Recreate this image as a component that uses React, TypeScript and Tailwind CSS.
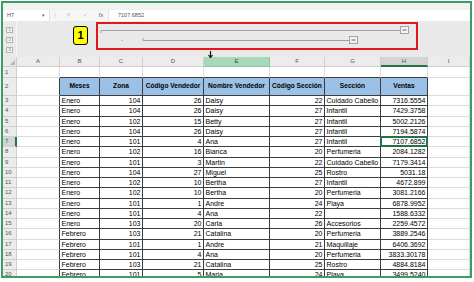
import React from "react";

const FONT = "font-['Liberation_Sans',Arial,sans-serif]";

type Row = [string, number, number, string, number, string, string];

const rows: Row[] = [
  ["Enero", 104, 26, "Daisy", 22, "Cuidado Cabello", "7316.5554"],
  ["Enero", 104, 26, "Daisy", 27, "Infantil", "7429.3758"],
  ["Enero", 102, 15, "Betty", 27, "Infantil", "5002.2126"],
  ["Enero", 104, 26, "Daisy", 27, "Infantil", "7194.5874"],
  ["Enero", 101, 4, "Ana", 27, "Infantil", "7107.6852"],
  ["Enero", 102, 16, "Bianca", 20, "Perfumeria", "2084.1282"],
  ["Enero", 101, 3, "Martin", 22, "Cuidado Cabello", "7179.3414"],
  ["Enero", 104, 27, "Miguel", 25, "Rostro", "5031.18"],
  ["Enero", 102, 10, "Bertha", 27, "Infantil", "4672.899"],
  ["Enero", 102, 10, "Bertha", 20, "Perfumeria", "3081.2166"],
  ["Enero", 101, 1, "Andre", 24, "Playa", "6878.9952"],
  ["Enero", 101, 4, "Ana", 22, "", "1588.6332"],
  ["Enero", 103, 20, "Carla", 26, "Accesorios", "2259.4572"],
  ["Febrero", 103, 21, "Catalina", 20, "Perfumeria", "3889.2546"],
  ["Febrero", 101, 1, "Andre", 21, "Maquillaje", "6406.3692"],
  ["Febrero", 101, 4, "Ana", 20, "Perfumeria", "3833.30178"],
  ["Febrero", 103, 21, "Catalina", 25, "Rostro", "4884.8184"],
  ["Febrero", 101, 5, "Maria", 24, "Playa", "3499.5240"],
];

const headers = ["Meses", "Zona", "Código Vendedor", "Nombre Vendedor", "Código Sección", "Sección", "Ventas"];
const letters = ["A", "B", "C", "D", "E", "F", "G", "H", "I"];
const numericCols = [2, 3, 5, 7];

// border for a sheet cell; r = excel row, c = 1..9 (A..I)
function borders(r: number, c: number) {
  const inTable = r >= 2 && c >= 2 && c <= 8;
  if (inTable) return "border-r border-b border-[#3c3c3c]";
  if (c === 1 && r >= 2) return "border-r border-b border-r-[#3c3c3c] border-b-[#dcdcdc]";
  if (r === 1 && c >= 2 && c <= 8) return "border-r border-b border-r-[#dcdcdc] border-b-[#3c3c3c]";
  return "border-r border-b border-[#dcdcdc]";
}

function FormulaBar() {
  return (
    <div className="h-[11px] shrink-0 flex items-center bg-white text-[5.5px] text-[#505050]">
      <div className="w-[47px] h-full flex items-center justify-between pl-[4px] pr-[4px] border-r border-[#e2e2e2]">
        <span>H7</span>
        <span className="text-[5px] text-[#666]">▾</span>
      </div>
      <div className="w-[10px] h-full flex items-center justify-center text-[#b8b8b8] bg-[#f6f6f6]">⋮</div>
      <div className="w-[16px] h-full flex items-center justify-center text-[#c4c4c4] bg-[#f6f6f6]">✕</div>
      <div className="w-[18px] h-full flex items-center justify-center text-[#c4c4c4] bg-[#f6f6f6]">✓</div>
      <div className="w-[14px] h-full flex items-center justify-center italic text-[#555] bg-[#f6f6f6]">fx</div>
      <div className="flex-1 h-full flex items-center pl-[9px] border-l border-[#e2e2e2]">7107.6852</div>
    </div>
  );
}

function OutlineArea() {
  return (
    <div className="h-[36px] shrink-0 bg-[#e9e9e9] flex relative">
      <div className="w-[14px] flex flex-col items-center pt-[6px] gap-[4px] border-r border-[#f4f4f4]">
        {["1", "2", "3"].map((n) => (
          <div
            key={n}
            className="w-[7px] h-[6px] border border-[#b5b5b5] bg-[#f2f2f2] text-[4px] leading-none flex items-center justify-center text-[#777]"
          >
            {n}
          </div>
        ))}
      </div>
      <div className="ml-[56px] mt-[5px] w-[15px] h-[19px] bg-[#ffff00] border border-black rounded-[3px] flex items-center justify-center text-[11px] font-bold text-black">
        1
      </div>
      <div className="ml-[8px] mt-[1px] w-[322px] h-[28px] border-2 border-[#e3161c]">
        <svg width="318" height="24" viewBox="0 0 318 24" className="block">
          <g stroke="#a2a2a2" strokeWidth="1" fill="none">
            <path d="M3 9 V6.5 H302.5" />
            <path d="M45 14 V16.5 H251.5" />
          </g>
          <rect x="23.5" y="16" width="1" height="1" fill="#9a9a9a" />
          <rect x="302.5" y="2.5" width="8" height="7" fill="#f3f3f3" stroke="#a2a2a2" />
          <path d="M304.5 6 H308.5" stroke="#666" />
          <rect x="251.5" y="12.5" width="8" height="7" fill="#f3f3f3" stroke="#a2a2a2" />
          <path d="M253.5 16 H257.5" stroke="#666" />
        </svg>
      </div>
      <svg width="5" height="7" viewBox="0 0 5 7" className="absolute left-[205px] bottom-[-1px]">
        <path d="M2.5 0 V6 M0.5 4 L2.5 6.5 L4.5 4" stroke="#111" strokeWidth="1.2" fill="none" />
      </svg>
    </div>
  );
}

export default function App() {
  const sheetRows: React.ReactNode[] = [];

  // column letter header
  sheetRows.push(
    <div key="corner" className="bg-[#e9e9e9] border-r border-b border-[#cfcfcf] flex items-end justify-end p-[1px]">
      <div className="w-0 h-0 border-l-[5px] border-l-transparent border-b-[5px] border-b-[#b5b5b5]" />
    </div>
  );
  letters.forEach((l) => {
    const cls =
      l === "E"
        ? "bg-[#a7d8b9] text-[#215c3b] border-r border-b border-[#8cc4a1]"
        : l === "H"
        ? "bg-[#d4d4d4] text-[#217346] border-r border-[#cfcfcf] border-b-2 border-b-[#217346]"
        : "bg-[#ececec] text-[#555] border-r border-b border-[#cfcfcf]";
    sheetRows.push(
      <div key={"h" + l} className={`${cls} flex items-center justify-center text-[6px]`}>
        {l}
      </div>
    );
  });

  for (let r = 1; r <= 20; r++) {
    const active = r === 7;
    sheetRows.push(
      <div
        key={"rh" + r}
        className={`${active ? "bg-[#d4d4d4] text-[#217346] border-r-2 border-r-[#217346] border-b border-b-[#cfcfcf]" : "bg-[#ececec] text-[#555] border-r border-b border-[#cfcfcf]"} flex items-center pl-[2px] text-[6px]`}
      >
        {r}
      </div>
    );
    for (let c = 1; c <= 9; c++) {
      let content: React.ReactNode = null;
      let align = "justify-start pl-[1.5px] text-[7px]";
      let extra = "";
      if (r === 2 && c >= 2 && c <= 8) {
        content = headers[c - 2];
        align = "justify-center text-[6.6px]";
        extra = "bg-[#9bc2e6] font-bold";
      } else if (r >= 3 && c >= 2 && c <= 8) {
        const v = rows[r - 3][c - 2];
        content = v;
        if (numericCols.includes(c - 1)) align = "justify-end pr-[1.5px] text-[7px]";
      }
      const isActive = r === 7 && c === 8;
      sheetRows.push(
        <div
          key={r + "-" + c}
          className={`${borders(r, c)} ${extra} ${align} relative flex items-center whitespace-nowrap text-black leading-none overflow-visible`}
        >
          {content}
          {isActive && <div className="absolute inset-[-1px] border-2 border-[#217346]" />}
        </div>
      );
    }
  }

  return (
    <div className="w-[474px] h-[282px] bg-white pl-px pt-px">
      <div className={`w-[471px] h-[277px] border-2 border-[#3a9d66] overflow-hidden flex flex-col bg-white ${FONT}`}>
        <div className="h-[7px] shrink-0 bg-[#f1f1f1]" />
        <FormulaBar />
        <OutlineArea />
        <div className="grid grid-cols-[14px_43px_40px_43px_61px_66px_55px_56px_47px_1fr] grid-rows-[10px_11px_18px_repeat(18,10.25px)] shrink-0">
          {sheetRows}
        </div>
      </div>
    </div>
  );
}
★ ★ ★ ★
• TO BE DONE
Please take the lines from the beginning of the data above through the line holding "number, string, string];" and transcribe them exactly, without any pictures.

• SOLUTION
Recreate this image as a component that uses React, TypeScript and Tailwind CSS.
import React from "react";

const FONT = "font-['Liberation_Sans',Arial,sans-serif]";

type Row = [string, number, number, string, number, string, string];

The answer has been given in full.